Copy each line exactly. Drop every picture.

** Start Supplied material **

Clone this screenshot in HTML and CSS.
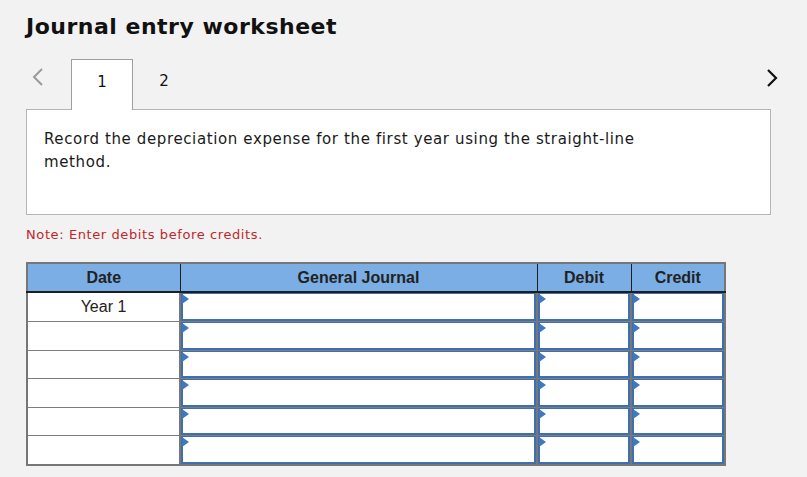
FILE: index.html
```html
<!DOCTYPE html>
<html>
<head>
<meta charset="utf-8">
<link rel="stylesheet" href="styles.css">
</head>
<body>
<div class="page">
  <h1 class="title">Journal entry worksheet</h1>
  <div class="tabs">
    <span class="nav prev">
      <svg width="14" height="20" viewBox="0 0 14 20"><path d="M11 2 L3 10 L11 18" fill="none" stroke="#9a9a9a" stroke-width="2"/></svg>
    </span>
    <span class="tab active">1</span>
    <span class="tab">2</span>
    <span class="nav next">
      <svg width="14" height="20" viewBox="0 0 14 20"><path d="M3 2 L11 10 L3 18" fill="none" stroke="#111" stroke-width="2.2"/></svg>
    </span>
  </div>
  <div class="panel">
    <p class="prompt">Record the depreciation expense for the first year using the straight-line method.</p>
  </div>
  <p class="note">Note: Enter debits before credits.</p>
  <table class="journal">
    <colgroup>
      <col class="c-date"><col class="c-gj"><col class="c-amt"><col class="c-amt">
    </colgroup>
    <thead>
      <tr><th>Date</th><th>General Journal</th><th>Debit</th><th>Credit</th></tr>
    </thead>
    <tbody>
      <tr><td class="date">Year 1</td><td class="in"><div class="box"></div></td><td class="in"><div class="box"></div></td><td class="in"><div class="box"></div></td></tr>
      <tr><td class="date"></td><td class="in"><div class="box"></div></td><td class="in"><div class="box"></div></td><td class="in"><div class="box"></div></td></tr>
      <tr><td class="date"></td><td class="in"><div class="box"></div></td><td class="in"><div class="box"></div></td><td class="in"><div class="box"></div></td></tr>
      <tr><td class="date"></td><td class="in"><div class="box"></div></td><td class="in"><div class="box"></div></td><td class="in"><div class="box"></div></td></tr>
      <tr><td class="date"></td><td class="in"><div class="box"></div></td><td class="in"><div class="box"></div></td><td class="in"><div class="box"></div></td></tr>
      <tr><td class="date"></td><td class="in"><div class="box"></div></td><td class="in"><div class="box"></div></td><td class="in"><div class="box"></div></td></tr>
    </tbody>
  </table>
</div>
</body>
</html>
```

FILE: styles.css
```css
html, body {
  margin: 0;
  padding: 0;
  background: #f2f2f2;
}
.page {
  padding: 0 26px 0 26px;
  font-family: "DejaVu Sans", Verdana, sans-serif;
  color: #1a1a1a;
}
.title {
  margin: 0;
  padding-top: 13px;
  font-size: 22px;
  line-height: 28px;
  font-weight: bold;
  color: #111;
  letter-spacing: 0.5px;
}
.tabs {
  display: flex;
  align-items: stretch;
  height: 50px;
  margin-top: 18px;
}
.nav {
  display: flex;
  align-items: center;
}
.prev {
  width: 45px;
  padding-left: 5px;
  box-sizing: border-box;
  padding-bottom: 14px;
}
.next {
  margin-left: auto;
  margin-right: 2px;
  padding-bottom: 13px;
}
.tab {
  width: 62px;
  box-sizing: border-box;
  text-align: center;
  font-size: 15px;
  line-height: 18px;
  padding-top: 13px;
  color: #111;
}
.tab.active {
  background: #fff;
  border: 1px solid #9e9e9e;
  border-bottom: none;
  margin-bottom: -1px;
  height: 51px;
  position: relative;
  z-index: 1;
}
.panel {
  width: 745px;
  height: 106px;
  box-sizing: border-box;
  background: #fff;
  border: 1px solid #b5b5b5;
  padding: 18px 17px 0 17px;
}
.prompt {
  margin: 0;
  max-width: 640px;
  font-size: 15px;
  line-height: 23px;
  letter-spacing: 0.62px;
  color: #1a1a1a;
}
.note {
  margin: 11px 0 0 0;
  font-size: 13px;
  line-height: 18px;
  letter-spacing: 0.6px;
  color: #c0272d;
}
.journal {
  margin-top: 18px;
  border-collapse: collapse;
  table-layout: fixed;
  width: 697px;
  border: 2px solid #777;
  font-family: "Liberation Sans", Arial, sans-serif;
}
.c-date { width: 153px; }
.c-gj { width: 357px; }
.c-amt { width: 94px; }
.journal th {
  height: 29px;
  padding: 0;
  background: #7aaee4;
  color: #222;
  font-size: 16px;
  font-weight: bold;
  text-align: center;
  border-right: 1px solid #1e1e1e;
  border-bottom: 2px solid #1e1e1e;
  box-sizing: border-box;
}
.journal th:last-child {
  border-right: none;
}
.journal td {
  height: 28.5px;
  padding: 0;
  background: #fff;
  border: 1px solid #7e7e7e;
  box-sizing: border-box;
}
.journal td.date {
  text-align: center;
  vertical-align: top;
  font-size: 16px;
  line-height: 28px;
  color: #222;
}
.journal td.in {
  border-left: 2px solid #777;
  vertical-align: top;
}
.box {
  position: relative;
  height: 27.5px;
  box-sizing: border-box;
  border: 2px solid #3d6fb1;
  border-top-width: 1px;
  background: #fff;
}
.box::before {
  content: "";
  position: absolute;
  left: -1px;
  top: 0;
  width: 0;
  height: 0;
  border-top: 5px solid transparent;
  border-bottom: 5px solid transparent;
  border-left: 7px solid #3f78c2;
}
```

** End Supplied material **

Answer in full:
Clone this screenshot in HTML and CSS.
FILE: index.html
```html
<!DOCTYPE html>
<html>
<head>
<meta charset="utf-8">
<link rel="stylesheet" href="styles.css">
</head>
<body>
<div class="page">
  <h1 class="title">Journal entry worksheet</h1>
  <div class="tabs">
    <span class="nav prev">
      <svg width="14" height="20" viewBox="0 0 14 20"><path d="M11 2 L3 10 L11 18" fill="none" stroke="#9a9a9a" stroke-width="2"/></svg>
    </span>
    <span class="tab active">1</span>
    <span class="tab">2</span>
    <span class="nav next">
      <svg width="14" height="20" viewBox="0 0 14 20"><path d="M3 2 L11 10 L3 18" fill="none" stroke="#111" stroke-width="2.2"/></svg>
    </span>
  </div>
  <div class="panel">
    <p class="prompt">Record the depreciation expense for the first year using the straight-line method.</p>
  </div>
  <p class="note">Note: Enter debits before credits.</p>
  <table class="journal">
    <colgroup>
      <col class="c-date"><col class="c-gj"><col class="c-amt"><col class="c-amt">
    </colgroup>
    <thead>
      <tr><th>Date</th><th>General Journal</th><th>Debit</th><th>Credit</th></tr>
    </thead>
    <tbody>
      <tr><td class="date">Year 1</td><td class="in"><div class="box"></div></td><td class="in"><div class="box"></div></td><td class="in"><div class="box"></div></td></tr>
      <tr><td class="date"></td><td class="in"><div class="box"></div></td><td class="in"><div class="box"></div></td><td class="in"><div class="box"></div></td></tr>
      <tr><td class="date"></td><td class="in"><div class="box"></div></td><td class="in"><div class="box"></div></td><td class="in"><div class="box"></div></td></tr>
      <tr><td class="date"></td><td class="in"><div class="box"></div></td><td class="in"><div class="box"></div></td><td class="in"><div class="box"></div></td></tr>
      <tr><td class="date"></td><td class="in"><div class="box"></div></td><td class="in"><div class="box"></div></td><td class="in"><div class="box"></div></td></tr>
      <tr><td class="date"></td><td class="in"><div class="box"></div></td><td class="in"><div class="box"></div></td><td class="in"><div class="box"></div></td></tr>
    </tbody>
  </table>
</div>
</body>
</html>
```

FILE: styles.css
```css
html, body {
  margin: 0;
  padding: 0;
  background: #f2f2f2;
}
.page {
  padding: 0 26px 0 26px;
  font-family: "DejaVu Sans", Verdana, sans-serif;
  color: #1a1a1a;
}
.title {
  margin: 0;
  padding-top: 13px;
  font-size: 22px;
  line-height: 28px;
  font-weight: bold;
  color: #111;
  letter-spacing: 0.5px;
}
.tabs {
  display: flex;
  align-items: stretch;
  height: 50px;
  margin-top: 18px;
}
.nav {
  display: flex;
  align-items: center;
}
.prev {
  width: 45px;
  padding-left: 5px;
  box-sizing: border-box;
  padding-bottom: 14px;
}
.next {
  margin-left: auto;
  margin-right: 2px;
  padding-bottom: 13px;
}
.tab {
  width: 62px;
  box-sizing: border-box;
  text-align: center;
  font-size: 15px;
  line-height: 18px;
  padding-top: 13px;
  color: #111;
}
.tab.active {
  background: #fff;
  border: 1px solid #9e9e9e;
  border-bottom: none;
  margin-bottom: -1px;
  height: 51px;
  position: relative;
  z-index: 1;
}
.panel {
  width: 745px;
  height: 106px;
  box-sizing: border-box;
  background: #fff;
  border: 1px solid #b5b5b5;
  padding: 18px 17px 0 17px;
}
.prompt {
  margin: 0;
  max-width: 640px;
  font-size: 15px;
  line-height: 23px;
  letter-spacing: 0.62px;
  color: #1a1a1a;
}
.note {
  margin: 11px 0 0 0;
  font-size: 13px;
  line-height: 18px;
  letter-spacing: 0.6px;
  color: #c0272d;
}
.journal {
  margin-top: 18px;
  border-collapse: collapse;
  table-layout: fixed;
  width: 697px;
  border: 2px solid #777;
  font-family: "Liberation Sans", Arial, sans-serif;
}
.c-date { width: 153px; }
.c-gj { width: 357px; }
.c-amt { width: 94px; }
.journal th {
  height: 29px;
  padding: 0;
  background: #7aaee4;
  color: #222;
  font-size: 16px;
  font-weight: bold;
  text-align: center;
  border-right: 1px solid #1e1e1e;
  border-bottom: 2px solid #1e1e1e;
  box-sizing: border-box;
}
.journal th:last-child {
  border-right: none;
}
.journal td {
  height: 28.5px;
  padding: 0;
  background: #fff;
  border: 1px solid #7e7e7e;
  box-sizing: border-box;
}
.journal td.date {
  text-align: center;
  vertical-align: top;
  font-size: 16px;
  line-height: 28px;
  color: #222;
}
.journal td.in {
  border-left: 2px solid #777;
  vertical-align: top;
}
.box {
  position: relative;
  height: 27.5px;
  box-sizing: border-box;
  border: 2px solid #3d6fb1;
  border-top-width: 1px;
  background: #fff;
}
.box::before {
  content: "";
  position: absolute;
  left: -1px;
  top: 0;
  width: 0;
  height: 0;
  border-top: 5px solid transparent;
  border-bottom: 5px solid transparent;
  border-left: 7px solid #3f78c2;
}
```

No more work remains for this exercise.